## Short problem
Where a line of the material contains the string "Tailwind", copy that line.
--- start of Material supplied ---
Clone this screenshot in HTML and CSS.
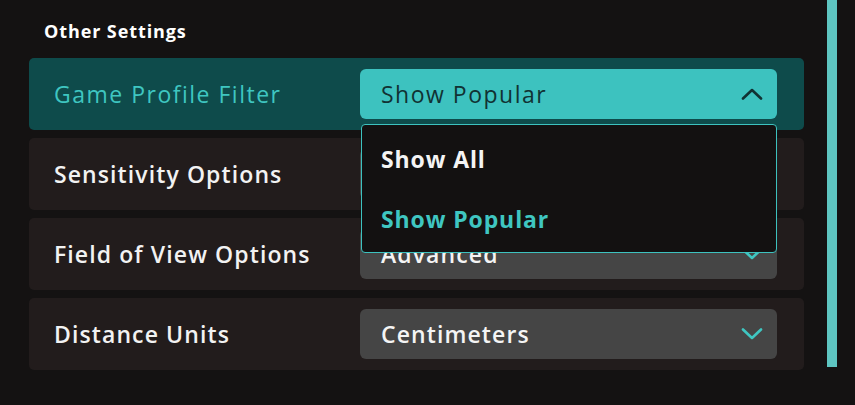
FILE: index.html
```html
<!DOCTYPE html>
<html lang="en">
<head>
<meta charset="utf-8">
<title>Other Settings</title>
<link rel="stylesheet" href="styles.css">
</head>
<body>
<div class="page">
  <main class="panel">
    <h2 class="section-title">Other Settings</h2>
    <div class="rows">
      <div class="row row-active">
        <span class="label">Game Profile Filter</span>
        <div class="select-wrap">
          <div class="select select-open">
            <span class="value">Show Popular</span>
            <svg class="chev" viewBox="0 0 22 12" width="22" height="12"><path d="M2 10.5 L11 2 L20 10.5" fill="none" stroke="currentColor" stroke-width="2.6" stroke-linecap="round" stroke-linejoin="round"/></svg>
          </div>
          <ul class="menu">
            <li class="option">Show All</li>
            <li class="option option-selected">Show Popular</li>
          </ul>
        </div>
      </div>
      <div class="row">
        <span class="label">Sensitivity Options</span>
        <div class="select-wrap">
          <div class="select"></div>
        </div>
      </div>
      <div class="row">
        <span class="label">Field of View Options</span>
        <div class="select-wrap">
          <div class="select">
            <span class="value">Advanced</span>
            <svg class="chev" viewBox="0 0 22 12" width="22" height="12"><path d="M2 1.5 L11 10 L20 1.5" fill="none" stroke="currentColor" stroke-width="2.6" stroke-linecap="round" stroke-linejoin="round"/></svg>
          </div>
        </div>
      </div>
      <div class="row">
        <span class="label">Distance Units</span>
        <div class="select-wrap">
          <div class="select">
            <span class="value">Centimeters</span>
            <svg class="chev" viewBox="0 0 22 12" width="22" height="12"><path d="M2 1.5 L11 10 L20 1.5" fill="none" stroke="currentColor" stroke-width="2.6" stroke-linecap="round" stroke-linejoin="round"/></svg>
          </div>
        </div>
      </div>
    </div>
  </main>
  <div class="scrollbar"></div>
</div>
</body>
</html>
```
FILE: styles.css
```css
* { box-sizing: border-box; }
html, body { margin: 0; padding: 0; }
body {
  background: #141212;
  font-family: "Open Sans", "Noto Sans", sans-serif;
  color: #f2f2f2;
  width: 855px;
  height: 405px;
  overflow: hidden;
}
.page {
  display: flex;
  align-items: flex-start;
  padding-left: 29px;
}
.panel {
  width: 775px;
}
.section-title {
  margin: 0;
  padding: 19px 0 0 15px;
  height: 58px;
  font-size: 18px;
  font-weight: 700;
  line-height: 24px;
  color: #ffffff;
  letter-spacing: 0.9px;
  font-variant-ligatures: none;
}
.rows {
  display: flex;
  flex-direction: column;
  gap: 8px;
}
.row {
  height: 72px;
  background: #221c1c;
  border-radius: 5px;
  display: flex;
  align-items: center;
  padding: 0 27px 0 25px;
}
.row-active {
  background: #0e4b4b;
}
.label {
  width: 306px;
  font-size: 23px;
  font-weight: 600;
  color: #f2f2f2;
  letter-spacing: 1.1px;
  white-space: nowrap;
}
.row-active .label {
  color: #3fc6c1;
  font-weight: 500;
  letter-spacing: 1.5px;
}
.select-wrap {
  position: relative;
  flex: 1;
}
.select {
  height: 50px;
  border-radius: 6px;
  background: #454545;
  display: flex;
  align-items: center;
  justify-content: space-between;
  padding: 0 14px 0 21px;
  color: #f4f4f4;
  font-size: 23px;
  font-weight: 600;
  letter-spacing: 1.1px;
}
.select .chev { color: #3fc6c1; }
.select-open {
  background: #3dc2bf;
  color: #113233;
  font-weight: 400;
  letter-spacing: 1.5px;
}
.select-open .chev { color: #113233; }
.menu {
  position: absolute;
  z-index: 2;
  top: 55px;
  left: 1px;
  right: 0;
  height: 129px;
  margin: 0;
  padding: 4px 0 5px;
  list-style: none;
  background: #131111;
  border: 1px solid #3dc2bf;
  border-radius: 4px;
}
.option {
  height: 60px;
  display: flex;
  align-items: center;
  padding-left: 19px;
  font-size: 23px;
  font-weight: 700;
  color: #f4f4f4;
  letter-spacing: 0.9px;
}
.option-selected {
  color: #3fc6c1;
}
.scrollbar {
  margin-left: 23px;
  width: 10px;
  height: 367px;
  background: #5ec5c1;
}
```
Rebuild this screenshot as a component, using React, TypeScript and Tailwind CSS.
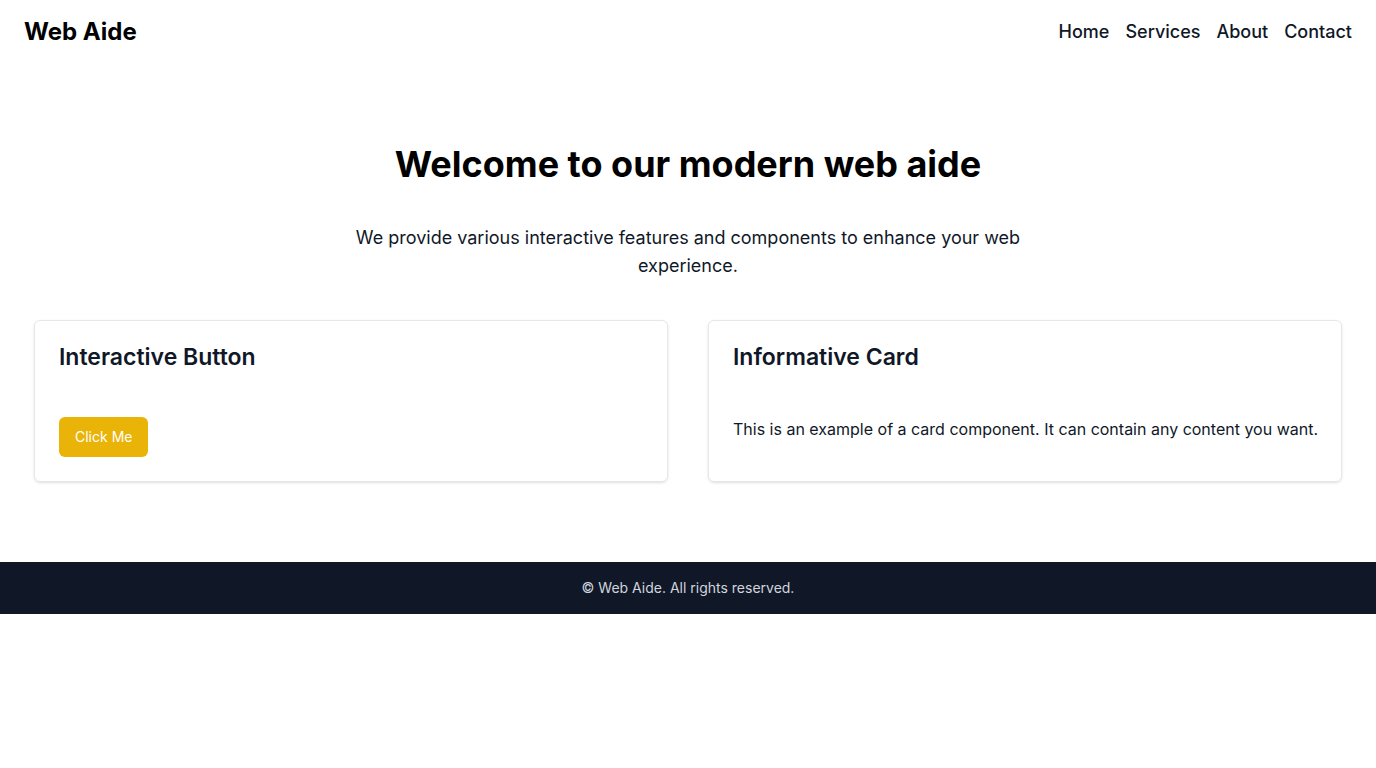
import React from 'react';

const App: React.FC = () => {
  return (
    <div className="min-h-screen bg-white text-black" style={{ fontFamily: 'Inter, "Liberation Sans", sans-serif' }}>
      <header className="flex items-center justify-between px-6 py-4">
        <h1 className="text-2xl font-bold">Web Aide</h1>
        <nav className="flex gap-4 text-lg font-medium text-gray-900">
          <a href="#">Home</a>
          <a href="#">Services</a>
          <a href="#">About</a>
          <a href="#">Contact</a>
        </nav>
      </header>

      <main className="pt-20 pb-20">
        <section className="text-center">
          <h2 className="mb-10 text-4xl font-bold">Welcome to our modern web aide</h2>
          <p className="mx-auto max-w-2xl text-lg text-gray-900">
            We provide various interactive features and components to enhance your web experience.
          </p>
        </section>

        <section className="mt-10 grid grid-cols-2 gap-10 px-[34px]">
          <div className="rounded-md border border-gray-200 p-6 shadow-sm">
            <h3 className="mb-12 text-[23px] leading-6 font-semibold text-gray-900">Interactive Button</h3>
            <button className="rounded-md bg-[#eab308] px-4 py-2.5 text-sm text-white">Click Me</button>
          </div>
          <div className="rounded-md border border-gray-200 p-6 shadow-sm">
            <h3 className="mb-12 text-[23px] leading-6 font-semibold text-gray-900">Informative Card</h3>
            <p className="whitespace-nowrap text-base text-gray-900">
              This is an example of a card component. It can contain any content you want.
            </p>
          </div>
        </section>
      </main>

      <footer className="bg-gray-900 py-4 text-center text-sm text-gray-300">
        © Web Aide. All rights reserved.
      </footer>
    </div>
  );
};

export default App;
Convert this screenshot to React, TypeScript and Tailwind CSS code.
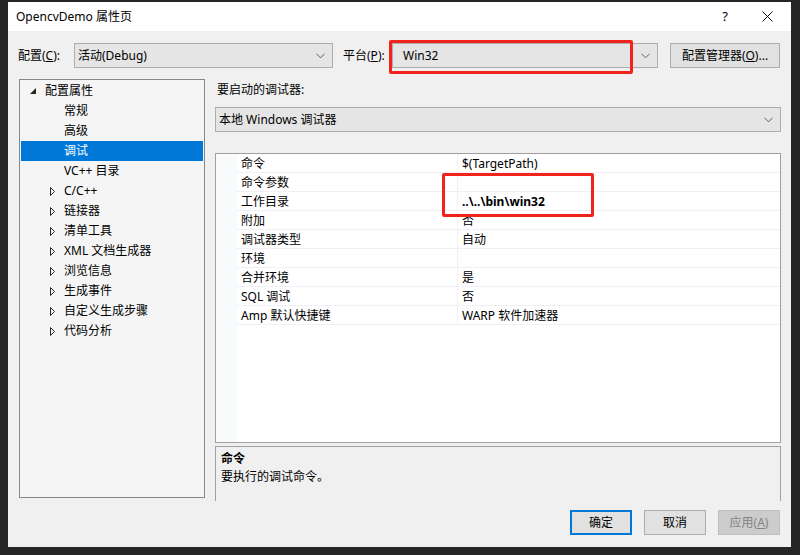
--- end of Material supplied ---
## Answer to this exercise
Rebuild this screenshot as a component, using React, TypeScript and Tailwind CSS.
Convert this screenshot to React, TypeScript and Tailwind CSS code.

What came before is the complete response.